The CRISP-DM process model is as follows:
- Business Understanding;
- Data Understanding;
- Data Preparation;
- Modeling;
- Evaluation;
- Deployment.
Each phase corresponds to the specific activities that usually exist in any project related to DS. Let’s consider the basic benefits you can get by following CRISP-DM principles.
Advantages of CRISP-DM
The main advantage of CRISP-DM is in its being a cross-industry standard. It means this methodology can be implemented in any DS project notwithstanding its domain or destination. Below, you will find the list of basic advantages of the CRISP-DM approach for Big Data projects.
Flexibility
No team can avoid pitfalls and mistakes at the beginning of the project. When starting a project, DS teams often suffer from the lack of domain knowledge or ineffective models of data evaluation they have. Thus, a project can become successful only if a team manages to reconfigure its strategy and is able to improve technical processes it applies. Another advantage of CRISP-DM approach is its flexibility. This makes it possible for models and processes to be imperfect at the very beginning. It provides a high level of flexibility that helps improve hypotheses and data analysis methods in a regular manner during further iterations.
Long-term Strategy
CRISP-DM methodology allows to create a long-term strategy based on short iterations at the beginning of project development. During first iterations, a team can create a basic and simple model cycle that can easily be improved in further iterations. This principle allows to ameliorate a preliminarily developed strategy after obtaining additional information and insights.
Functional Templates
The amazing benefit of using a CRISP-DM approach is a possibility to develop functional templates for DS management processes. The best way to take as many benefits as possible from CRISP-DM implementation is to create strict checklists for all phases of the work. Microsoft has already built that kind of checklist for DS teams.
Team Management In Data Science Software Development Project
As the DS market grows, IT companies hire more specialists to develop new projects. According to Evans Data Corporation, 6M developers are working on Big Data projects while you are reading this article. In fact, this number is one-third of all developers worldwide. That is why we need to consider the methods of DS team management.
Make Necessary Data Available to Each Specialist
DS specialists of every team have to be able to communicate effectively. Therefore, every team member has to have an access to data. It ensures the efficient data collection and obtaining analysis of high quality.
Make Sure Everyone Understands the Core Value of Your Company
It is crucial for team members to understand where they are going and what they are supposed to achieve. To run the race, you must know where the finish line is. Make sure that all the team members realize what is really important according to the core values company has.

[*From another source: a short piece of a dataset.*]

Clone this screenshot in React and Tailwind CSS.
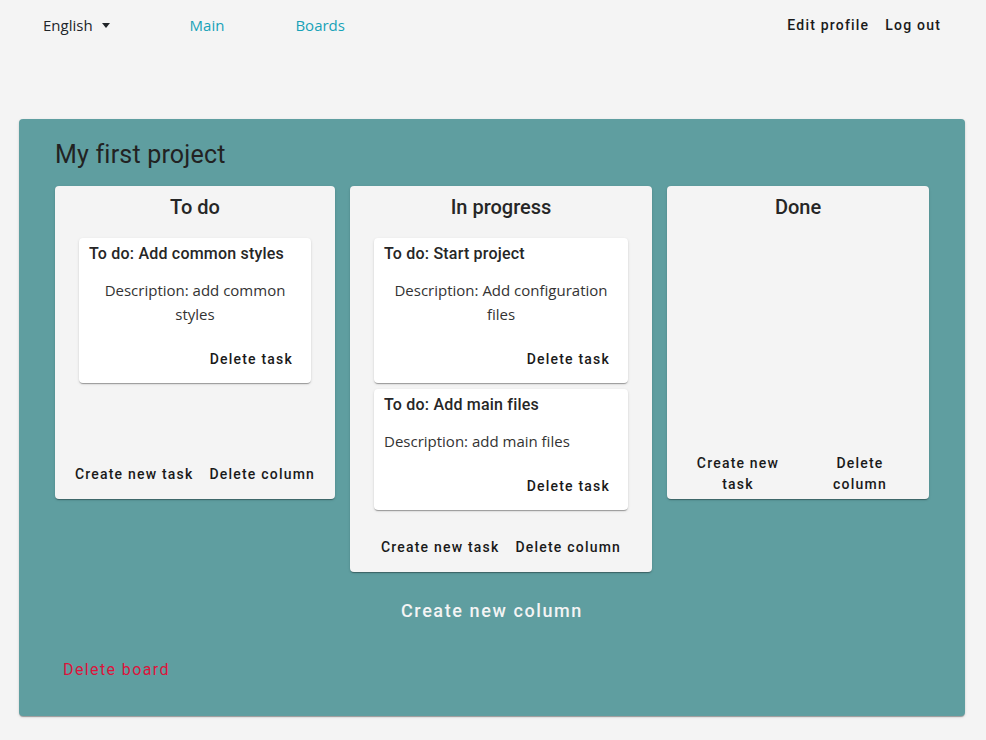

Let Your Team Focus on One Task
Until the work starts, all roles and responsibilities have to be delegated accurately. Do not let your team members switch between several tasks. Instead, let them focus on one specific task till it is completed. It will help you create a core of in-house professionals specialized in an exact task completion.
Hire Responsibly
The presence of general DS experience is not enough to take someone aboard. The person, who is considered to be a potential team member, must have an expertise and convenient experience in the domain your project relates to.
Use the Right Tools
Data processing technologies are continuously improving and evolving. Therefore, it is important to implement centralized platforms that would be able to integrate with currently available tools and improve collaboration between hired talents.
Let Your Team Members Learn New Skills
When a specialist faces an issue he or she is not familiar with, do not try to delegate the task of finding a solution to another team member if the first one is ready to deal with the situation on his/her own. Let your employees improve their skills and learn new things.

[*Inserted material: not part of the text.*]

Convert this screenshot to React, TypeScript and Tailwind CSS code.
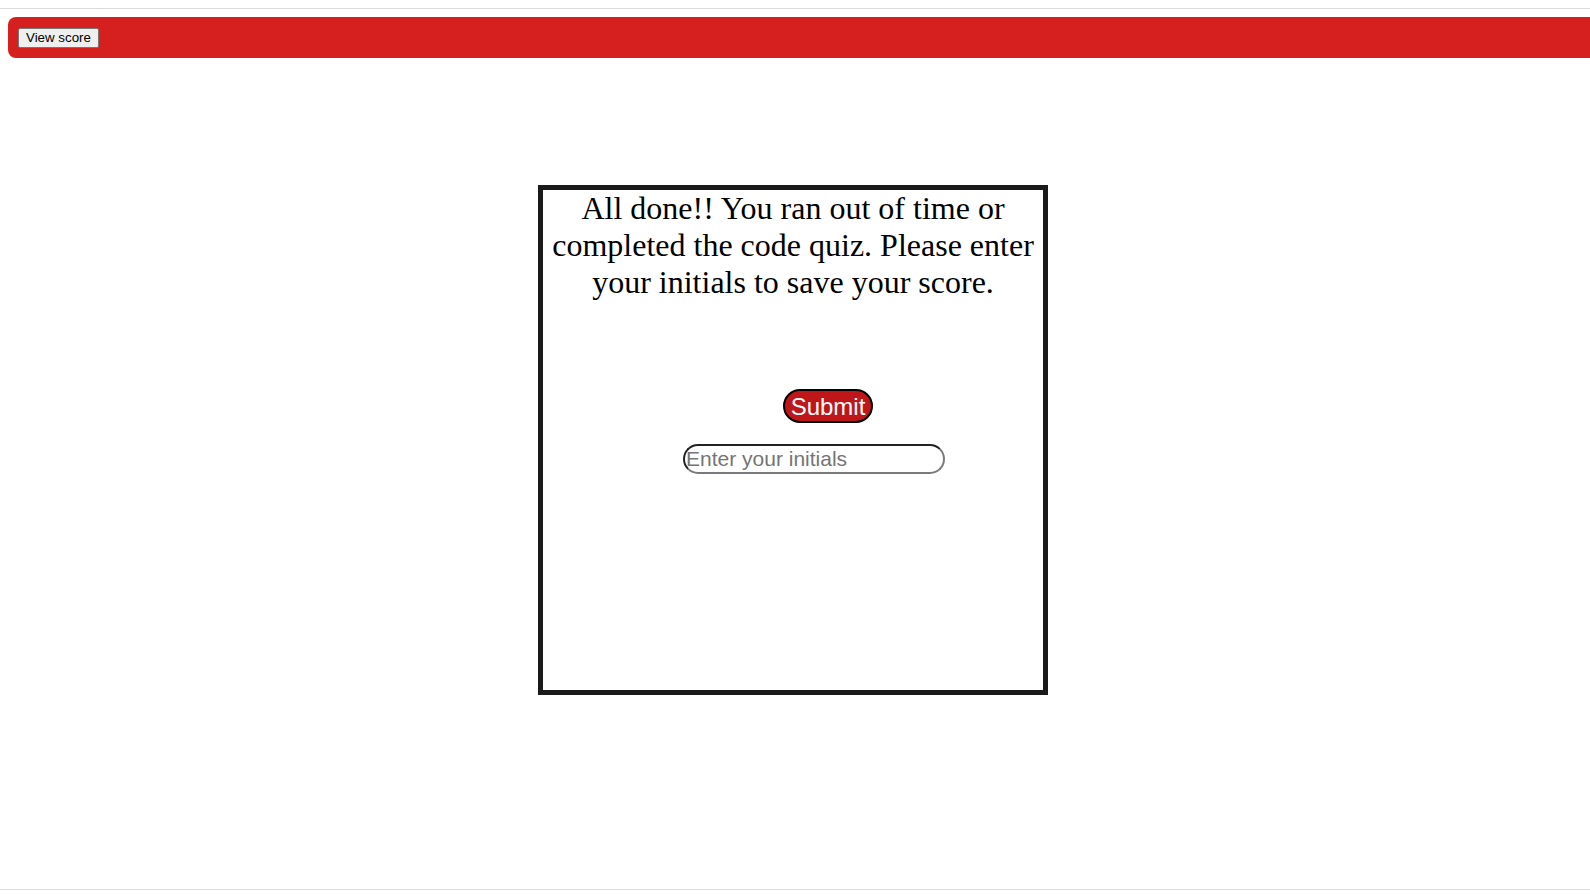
import React from 'react';

export default function App() {
  return (
    <div className="w-full bg-white font-['Liberation_Sans',Arial,sans-serif]">
      <div className="h-2" />
      <div className="h-px bg-[#dcdcdc]" />
      <header className="ml-2 mt-2 flex h-[41px] items-center rounded-l-lg bg-[#d61f1f] px-[10px]">
        <button
          type="button"
          className="h-[20px] rounded-[2px] border border-[#767676] bg-[#efefef] px-[7px] text-[13.33px] leading-[16px] text-black"
        >
          View score
        </button>
      </header>

      <main className="ml-[538px] mt-[127px] flex h-[510px] w-[510px] flex-col border-[5px] border-[#1a1a1a]">
        <h1 className="m-0 text-center font-['Liberation_Serif','Times_New_Roman',serif] text-[32px] font-normal leading-[36.8px] text-black">
          All done!! You ran out of time or completed the code quiz. Please enter your initials to save your score.
        </h1>
        <button
          type="button"
          className="ml-[240px] mt-[89px] h-[34px] w-[90px] rounded-full border-2 border-black bg-[#bf161a] text-[24px] leading-[27px] text-white"
        >
          Submit
        </button>
        <input
          type="text"
          placeholder="Enter your initials"
          className="ml-[140px] mt-[21px] h-[30px] w-[262px] rounded-full border-2 border-b-[#7a7a7a] border-l-[#222] border-r-[#7a7a7a] border-t-[#222] px-px text-[21px] leading-[24px] text-black outline-none placeholder:text-[#757575]"
        />
      </main>

      <div className="h-[194px]" />
      <div className="h-px bg-[#dcdcdc]" />
    </div>
  );
}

Ensure a Timely Big Data Project Delivery
To apply Data science successfully to business, it is necessary to build an effective strategy and meet all the deadlines in order to timely perform established tasks. This is where Agile methodology comes in handy.

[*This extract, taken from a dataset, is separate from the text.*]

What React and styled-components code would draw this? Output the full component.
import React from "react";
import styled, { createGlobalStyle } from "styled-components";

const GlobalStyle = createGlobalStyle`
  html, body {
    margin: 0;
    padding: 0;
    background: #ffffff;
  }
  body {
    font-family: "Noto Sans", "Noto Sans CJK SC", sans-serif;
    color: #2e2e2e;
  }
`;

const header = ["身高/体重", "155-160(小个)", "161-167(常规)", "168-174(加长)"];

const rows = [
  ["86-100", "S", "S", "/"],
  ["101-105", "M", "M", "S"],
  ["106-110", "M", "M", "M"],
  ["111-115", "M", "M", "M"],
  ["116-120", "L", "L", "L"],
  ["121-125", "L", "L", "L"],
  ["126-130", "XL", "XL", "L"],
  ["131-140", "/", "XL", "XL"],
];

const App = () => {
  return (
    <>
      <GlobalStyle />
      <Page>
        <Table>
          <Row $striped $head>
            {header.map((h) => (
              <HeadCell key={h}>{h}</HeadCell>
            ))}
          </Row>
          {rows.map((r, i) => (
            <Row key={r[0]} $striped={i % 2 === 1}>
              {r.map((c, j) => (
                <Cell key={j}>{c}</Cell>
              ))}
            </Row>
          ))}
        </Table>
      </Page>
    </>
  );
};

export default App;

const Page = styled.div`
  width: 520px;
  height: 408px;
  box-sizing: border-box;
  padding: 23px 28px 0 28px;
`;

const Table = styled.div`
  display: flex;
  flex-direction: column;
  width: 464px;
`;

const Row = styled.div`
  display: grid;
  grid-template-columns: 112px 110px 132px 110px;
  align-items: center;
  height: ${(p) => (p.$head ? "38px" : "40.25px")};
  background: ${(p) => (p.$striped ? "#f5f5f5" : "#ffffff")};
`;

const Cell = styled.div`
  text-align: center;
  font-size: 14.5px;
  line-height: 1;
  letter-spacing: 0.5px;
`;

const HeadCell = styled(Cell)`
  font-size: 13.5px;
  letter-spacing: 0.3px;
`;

Agile for Data Science Projects
In this short paragraph, we will consider basic recommendations regarding using Agile for DS project management.
Solving Problems First, Building Features Second
The early sprints have to be aimed at understanding what can be controversial in what your team is about to do. Determining primary problems, which require immediate solutions, is a more effective approach in DS than creating additional features to get a wow-effect.
Use a Proper Sprint Structure
A sprint usually lasts for two weeks, but, sometimes, it can take less time to complete some tasks. Solid sprints do not allow to develop flexible strategies. Set the sprint length depending on the particular situation.
Develop a Culture of Fast Experimentation
Developing effective data analytics methods is all about getting insights, creating hypotheses and their testing. Yes, you are encouraged to experiment if it can improve your project. The only thing you have to remember that these experiments have to be performed quickly.
The effectiveness of any DS project lies in proper setting expectations and estimation of achieved results with regular correction of the previously set direction. Continuous improvement will ensure the success of any Big Data project.